> _TASK DESCRIPTION_
Tally the lines of the data that include the word "TypeScript" and state the total, nothing else.
[DATA TO PROCESS start]
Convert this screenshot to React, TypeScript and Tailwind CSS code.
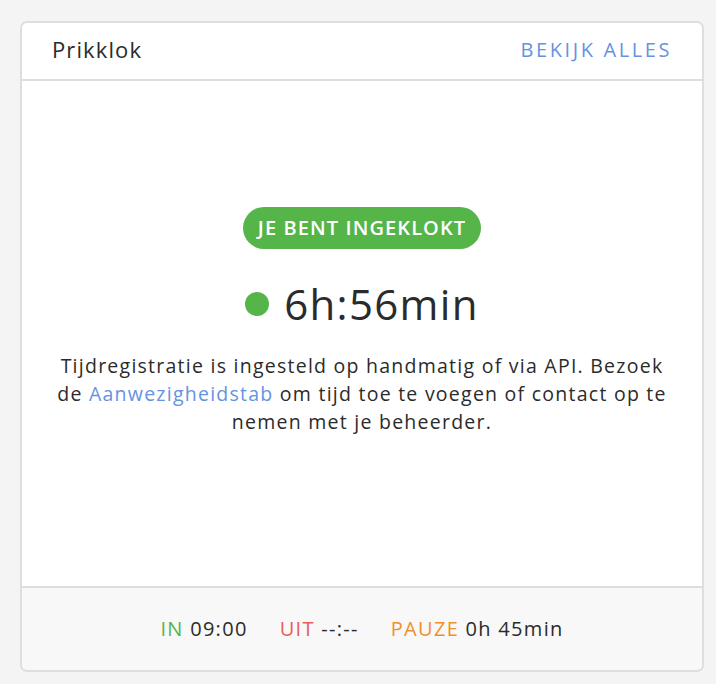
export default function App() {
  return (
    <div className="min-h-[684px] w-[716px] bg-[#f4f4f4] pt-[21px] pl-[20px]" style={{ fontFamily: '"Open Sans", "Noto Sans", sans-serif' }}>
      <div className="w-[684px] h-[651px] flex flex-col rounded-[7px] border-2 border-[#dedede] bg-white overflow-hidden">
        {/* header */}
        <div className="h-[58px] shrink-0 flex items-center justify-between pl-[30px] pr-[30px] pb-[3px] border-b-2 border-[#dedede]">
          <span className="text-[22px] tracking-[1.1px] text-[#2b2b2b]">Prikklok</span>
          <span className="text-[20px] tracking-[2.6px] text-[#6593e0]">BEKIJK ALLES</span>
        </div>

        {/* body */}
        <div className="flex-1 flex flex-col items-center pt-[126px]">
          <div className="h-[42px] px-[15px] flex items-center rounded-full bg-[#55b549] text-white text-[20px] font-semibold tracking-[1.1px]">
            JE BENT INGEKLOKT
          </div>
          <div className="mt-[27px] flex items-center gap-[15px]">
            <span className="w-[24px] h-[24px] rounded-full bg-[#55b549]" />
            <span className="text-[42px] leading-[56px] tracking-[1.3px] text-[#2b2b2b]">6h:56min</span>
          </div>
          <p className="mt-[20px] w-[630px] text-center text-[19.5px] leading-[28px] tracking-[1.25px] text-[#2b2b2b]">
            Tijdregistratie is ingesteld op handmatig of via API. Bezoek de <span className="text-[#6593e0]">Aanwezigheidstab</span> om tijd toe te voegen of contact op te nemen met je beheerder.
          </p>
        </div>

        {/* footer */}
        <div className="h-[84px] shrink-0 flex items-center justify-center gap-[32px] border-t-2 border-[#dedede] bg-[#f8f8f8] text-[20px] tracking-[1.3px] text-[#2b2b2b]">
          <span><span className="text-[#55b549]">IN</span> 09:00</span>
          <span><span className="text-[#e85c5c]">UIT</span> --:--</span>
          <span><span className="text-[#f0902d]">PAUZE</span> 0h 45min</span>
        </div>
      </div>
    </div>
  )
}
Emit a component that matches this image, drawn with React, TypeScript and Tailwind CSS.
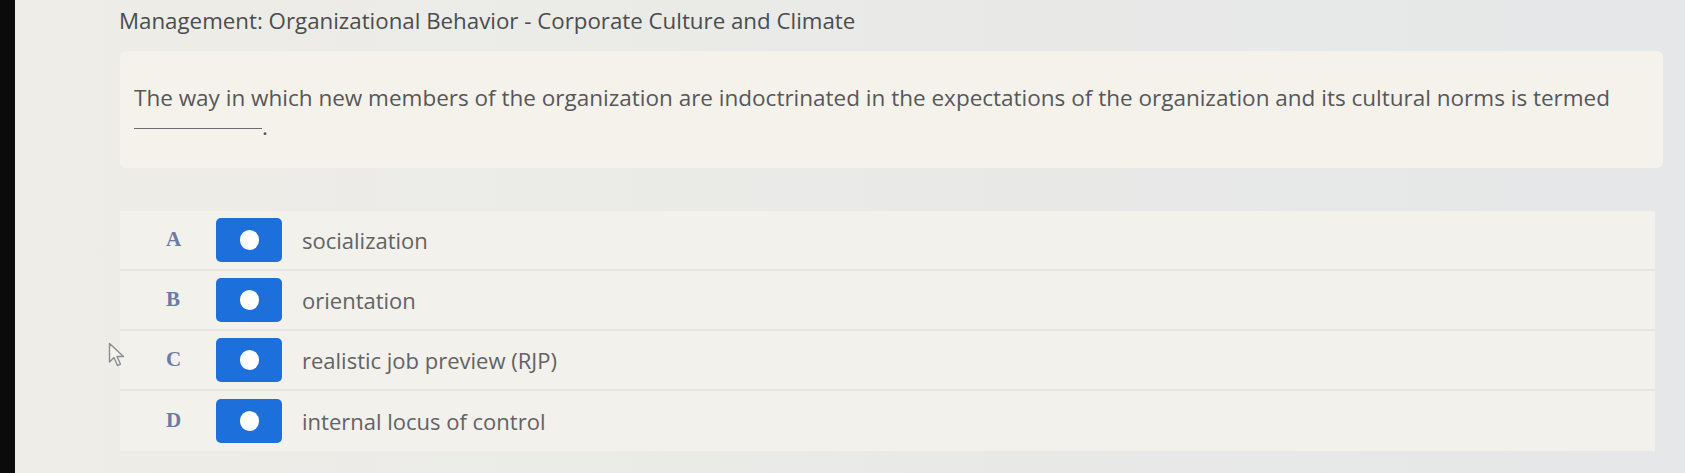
[DATA TO PROCESS end]
> _ANSWER FOR THIS EXERCISE_
2